In virtually every new home entertainment technology, the first products are geared toward the high end of the market. Joe Sixpack is willing to pay for it. The cheap stuff tends to come in later. If this format war is decided early, then history is on the side of the high end product.
I already talked about this. Your statement does not change anything I said in the above paragraph. Bottom line is its the high end people who descide who wins. Vary few companies are in it for the long run and are willing to take a hit to get to better technology if they can avoid it. When they see large sales they support that market.
No. The rise of the DVD did not force the abandonment of the VCR. You can't record your soap operas or the NBA finals on your DVD player. I have a DVD recorder. The Tivo and other digital television recorders can replace the VCR. But most viewers still use the VCR for stuff they want to record. For them, the DVD is used exclusively for playing commercially recorded material.
Again you have not contredicted anything I said. DVD to VHS was a pressed format war. Copying and making your own content had nothing to do with the transition of what was a media playing device. DVD was never suposed to be a recordable format. Another format called DVD-RAM was suposed to take that place. It was only latter when people saw the cost savings and the technology improved that high speed and dependable DVD-R was developed.
You pulled this out of thin air. The VHS-Beta war was decided before the video rental market developed. People used their VCRs to time shift television broadcasts. Beta had many things going against it. It was supported by fewer manufacturers. The manufacturers that supported it were smaller. And most important, Beta had half the recording time of VHS. All of this talk about Beta having superior technology is just talk. VCRs were used to time shift broadcast TV. The "superior technology" was irrelevant in this application.
You meen before it matured. At this time VHS and Beta was used for selling some content direct to consumers, ala porn, and latter the video rental market, also with porn pioneering. Already Rental was starting just 5 to 6 months, but this was more representitive of sharing among freinds wich the pornography industry then jumped in and offered early quasi-rental services.
VHS had longer recording times at the cost of recording quality. Beta recorded a higher quality sound and auido stream. VCR came back with support for LP with a even greater reduction in the already inferior quality. Also Betamax wasnt happy at how the porn industry was begining to use these products and as such tried to fight and make a "cleaner product." Unfortunetly these restrictions helped VCR win, along with VCR's continued degrading of video and audio quality for longer play times.
For the first few years of both technologies you would see Betamax in higher end systems with VCR being the poor-man's product.
The porn industry pioneered the video rental market. For years, porn generated the greatest share of revenue in the industry. Distributers tried to treat Beta and VHS equally. However, they gradually stopped offering titles on Beta because most of the customers had VHS.

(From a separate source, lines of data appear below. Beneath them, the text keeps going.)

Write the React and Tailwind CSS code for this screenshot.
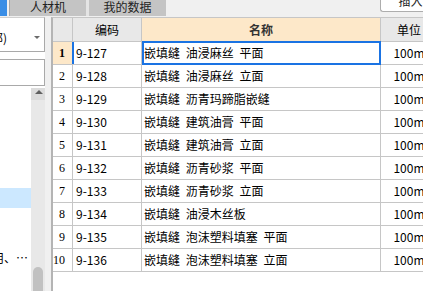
const rows = [
  ["1", "9-127", "嵌填缝 油浸麻丝 平面"],
  ["2", "9-128", "嵌填缝 油浸麻丝 立面"],
  ["3", "9-129", "嵌填缝 沥青玛蹄脂嵌缝"],
  ["4", "9-130", "嵌填缝 建筑油膏 平面"],
  ["5", "9-131", "嵌填缝 建筑油膏 立面"],
  ["6", "9-132", "嵌填缝 沥青砂浆 平面"],
  ["7", "9-133", "嵌填缝 沥青砂浆 立面"],
  ["8", "9-134", "嵌填缝 油浸木丝板"],
  ["9", "9-135", "嵌填缝 泡沫塑料填塞 平面"],
  ["10", "9-136", "嵌填缝 泡沫塑料填塞 立面"],
];

function LeftPanel() {
  return (
    <div className="w-[45px] shrink-0 flex flex-col bg-white">
      <div className="h-[35px] shrink-0 border-t border-b border-r border-t-[#d0d0d0] border-b-[#a9a9a9] border-r-[#a9a9a9] flex items-center pt-[6px] overflow-hidden">
        <span className="-ml-[9px] whitespace-nowrap leading-[12px]">部)</span>
        <svg className="ml-auto mr-[4px]" width="6" height="3" viewBox="0 0 6 3">
          <polygon points="0,0 6,0 3,3" fill="#6b6b6b" />
        </svg>
      </div>
      <div className="h-[7px] shrink-0" />
      <div className="h-[27px] shrink-0 border-t border-b border-r border-[#a9a9a9]" />
      <div className="flex-1 flex min-h-0 mt-[2px]">
        <div className="w-[31px] flex flex-col overflow-hidden">
          <div className="h-[100px] shrink-0" />
          <div className="h-[20px] shrink-0 bg-[#cce8ff]" />
          <div className="h-[40px] shrink-0" />
          <div className="h-[20px] shrink-0 flex items-center whitespace-nowrap">
            <span className="-ml-[8px]">用、…</span>
          </div>
        </div>
        <div className="w-[14px] bg-[#e8e8e8] flex flex-col">
          <div className="h-[12px] shrink-0 bg-[#dcdcdc] flex justify-center pt-[2px] pl-[1px]">
            <svg width="8" height="4" viewBox="0 0 8 4">
              <polygon points="0,4 8,4 4,0" fill="#606060" />
            </svg>
          </div>
          <div className="flex-1" />
          <div className="h-[24px] shrink-0 mx-[2px] rounded-t-[5px] bg-[#c1c1c1]" />
        </div>
      </div>
    </div>
  );
}

function Table() {
  return (
    <div className="flex-1 min-w-0 bg-white border-l-2 border-t border-l-[#b4b4b4] border-t-[#c6c6c6] overflow-hidden flex flex-col">
      <div className="h-[24px] shrink-0 flex">
        <div className="w-[20px] shrink-0 bg-[#e8e8e8] border-r border-b border-[#c6c6c6]" />
        <div className="w-[69px] shrink-0 bg-[#e8e8e8] border-r border-b border-[#c6c6c6] flex items-center justify-center">
          编码
        </div>
        <div className="w-[239px] shrink-0 bg-[#fde8c9] border-r border-b border-[#c6c6c6] flex items-center justify-center font-bold text-[#333]">
          名称
        </div>
        <div className="w-[57px] shrink-0 bg-[#e8e8e8] border-r border-b border-[#c6c6c6] flex items-center justify-center">
          单位
        </div>
      </div>
      {rows.map(([n, code, name], i) => (
        <div key={n} className="h-[23px] shrink-0 flex">
          <div
            className={
              i === 0
                ? "relative w-[20px] shrink-0 bg-[#fde8c9] border-r border-b border-[#c6c6c6] flex items-center justify-end pr-[7px] font-bold font-['Liberation_Serif',serif]"
                : "relative w-[20px] shrink-0 bg-white border-r border-b border-[#c6c6c6] flex items-center justify-end pr-[7px] font-['Liberation_Serif',serif]"
            }
          >
            {n}
            {i === 0 && <div className="absolute top-0 bottom-0 right-[-2px] w-[2px] bg-[#1a73e3]" />}
          </div>
          <div className="w-[69px] shrink-0 border-r border-b border-[#c6c6c6] flex items-center pl-[3px]">
            {code}
          </div>
          <div className="relative w-[239px] shrink-0 border-r border-b border-[#c6c6c6] flex items-center pl-[2px] whitespace-nowrap [word-spacing:3px]">
            {name}
            {i === 0 && (
              <div className="absolute top-[-1px] bottom-[-1px] left-0 right-[-1px] border-2 border-[#1a73e3]" />
            )}
          </div>
          <div className="w-[57px] shrink-0 border-r border-b border-[#c6c6c6] flex items-center justify-center">
            100m
          </div>
        </div>
      ))}
    </div>
  );
}

export default function App() {
  return (
    <div className="w-[423px] h-[291px] overflow-hidden bg-[#f0f0f0] text-[12px] leading-[14px] text-black flex flex-col font-['Noto_Sans_CJK_SC','Noto_Sans',sans-serif]">
      <div className="h-[16px] shrink-0 flex overflow-hidden">
        <div className="w-[7px] shrink-0 bg-[#3a8ee6]" />
        <div className="w-[2px] shrink-0" />
        <div className="w-[77px] shrink-0 bg-[#c4c4c4] border-l border-[#a8a8a8] flex justify-center">
          <span className="leading-[12px] mt-[1px] text-[#222]">人材机</span>
        </div>
        <div className="w-[3px] shrink-0 bg-[#e4e4e4]" />
        <div className="w-[77px] shrink-0 bg-[#c4c4c4] flex justify-center">
          <span className="leading-[12px] mt-[1px] text-[#222]">我的数据</span>
        </div>
        <div className="w-[214px] shrink-0" />
        <div className="w-[60px] shrink-0 h-[12px] bg-white border-l border-b border-[#adadad] rounded-bl-[3px] flex justify-center overflow-hidden">
          <span className="leading-[12px] -mt-[5px] text-[#222]">插入</span>
        </div>
      </div>
      <div className="h-[1px] shrink-0" />
      <div className="flex flex-1 min-h-0">
        <LeftPanel />
        <div className="w-[6px] shrink-0" />
        <Table />
      </div>
    </div>
  );
}
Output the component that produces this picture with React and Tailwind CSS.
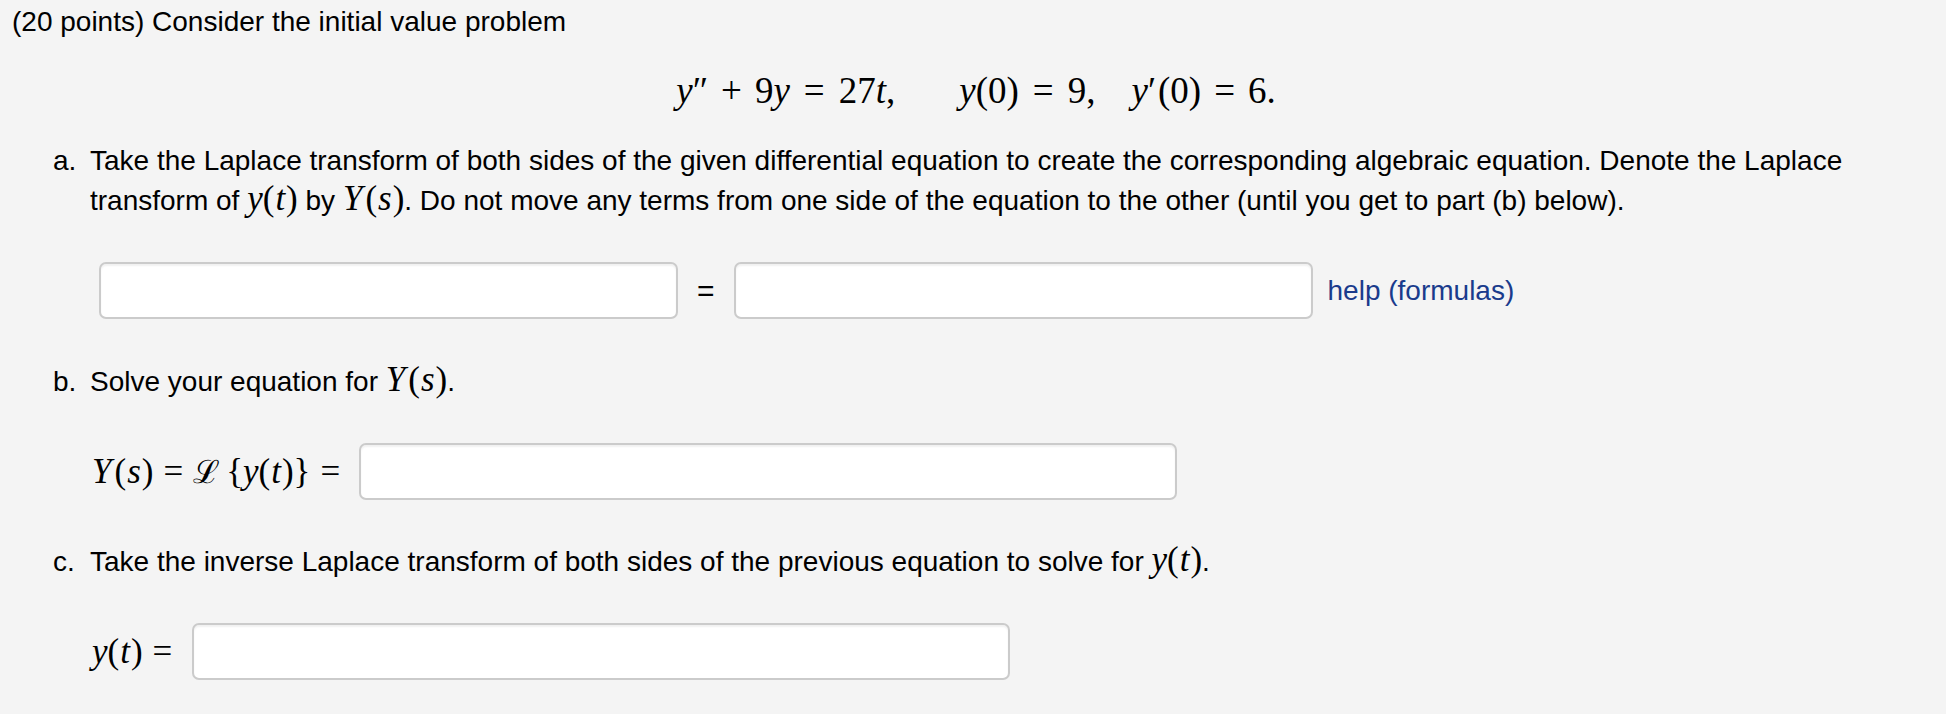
import React from "react";

const I = ({ children, className = "" }) => <span className={`italic ${className}`}>{children}</span>;

const Input = ({ w }) => (
  <div
    className={`${w} h-[57px] shrink-0 rounded-[7px] border-2 border-[#cbcbcb] bg-white shadow-[inset_0_2px_2px_rgba(0,0,0,0.06)]`}
  />
);

const M = ({ children, className = "" }) => (
  <span className={`font-['Liberation_Serif',serif] text-[35px] leading-none ${className}`}>{children}</span>
);

const Ys = () => (
  <>
    <I>Y</I>
    <span className="ml-[3px]">(</span>
    <I className="px-[1px]">s</I>)
  </>
);

const Yt = () => (
  <>
    <I>y</I>(<I className="px-[1px]">t</I>)
  </>
);

export default function App() {
  return (
    <div className="min-h-screen w-full bg-[#f4f4f4] text-black font-['Liberation_Sans',Arial,sans-serif] text-[28px] leading-[40px]">
      <div className="pl-[12px] pt-[2px]">
        <div>(20 points) Consider the initial value problem</div>

        <div className="mt-[25px] text-center leading-[48px] font-['Liberation_Serif',serif] text-[37px] pr-[6px] whitespace-nowrap">
          <I>y</I>
          <span>″</span>
          <span className="mx-[13px]">+</span>9<I>y</I>
          <span className="mx-[14px]">=</span>27<I>t</I>,
          <span className="inline-block w-[64px]" />
          <I>y</I>(0)
          <span className="mx-[14px]">=</span>9,
          <span className="inline-block w-[36px]" />
          <I>y</I>′<span className="ml-[2px]">(0)</span>
          <span className="mx-[13px]">=</span>6.
        </div>

        <div className="mt-[26px] flex pl-[41px]">
          <div className="w-[37px] shrink-0">a.</div>
          <div className="pr-[60px]">
            Take the Laplace transform of both sides of the given differential equation to create the corresponding algebraic equation. Denote the Laplace transform of{" "}
            <M>
              <Yt />
            </M>{" "}
            by{" "}
            <M>
              <Ys />
            </M>
            . Do not move any terms from one side of the equation to the other (until you get to part (b) below).
          </div>
        </div>

        <div className="mt-[41px] flex items-center pl-[87px]">
          <Input w="w-[579px]" />
          <span className="mx-[19px] text-[30px]">=</span>
          <Input w="w-[579px]" />
          <a className="ml-[15px] text-[#1a3b8c]">help (formulas)</a>
        </div>

        <div className="mt-[43px] flex pl-[41px]">
          <div className="w-[37px] shrink-0">b.</div>
          <div>
            Solve your equation for{" "}
            <M>
              <Ys />
            </M>
            .
          </div>
        </div>

        <div className="mt-[41px] flex items-center pl-[80px]">
          <M className="whitespace-nowrap">
            <Ys />
            <span className="mx-[10px]">=</span>
            <span className="font-['DejaVu_Serif',serif] text-[32px]">ℒ</span>
            <span className="ml-[6px]">{"{"}</span>
            <Yt />
            <span>{"}"}</span>
            <span className="ml-[10px]">=</span>
          </M>
          <div className="ml-[19px]">
            <Input w="w-[818px]" />
          </div>
        </div>

        <div className="mt-[42px] flex pl-[41px]">
          <div className="w-[37px] shrink-0">c.</div>
          <div>
            Take the inverse Laplace transform of both sides of the previous equation to solve for{" "}
            <M>
              <Yt />
            </M>
            .
          </div>
        </div>

        <div className="mt-[41px] flex items-center pl-[80px]">
          <M className="whitespace-nowrap">
            <Yt />
            <span className="ml-[10px]">=</span>
          </M>
          <div className="ml-[20px]">
            <Input w="w-[818px]" />
          </div>
        </div>
      </div>
    </div>
  );
}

I am not talking about the rental markets. I am talking about the direct to consumer markets. Now I grant to you the Recording aspects of this analogy does not hold since VCR and Beta were both designed to be a non-recordable format for set top box implementations, atleast at first. VCR and Beta were sold for both recording and direct to consumer sales (no-rental). Furthermore there are a few more notes I will point out as I go on.
HD-DVD is the VCR of this analogy. It is a product that has inferior potential audio and video. HD-DVD could always tweek the HD codec a bit for greater storage space at a lower quality. However it is cheaper to produce and make for the next few years. Also it is importent to note that tripple and even quadruple layer HD-DVDs are in development.
Blue Ray is the Betamax of this. Granted it has supperior capacity per layer, it is the more expencive of the two standards for the time being. It has supperior audio and video potential per layer also. However it will deal with less titles avalible at its release then HD-DVD and have an up hill battle before it.
Now these analogies are not 1:1 but their PRO's and CON's about equal those to that of the betamax and VCR debate with some overlap. If I needed to I could actualy do a better analgy between videogame consles, but if I did I would be flamed out of existance because this is a vary anti-Microsoft board (Personaly I dont care about the politics and just go with the one that fits one's needs best).
If you read the white papers, press releases, and format comparisons by those like Anandtech and Arstechnica you will see my analysis of the basics when it comes to the underlaying hardware and economics are backed up.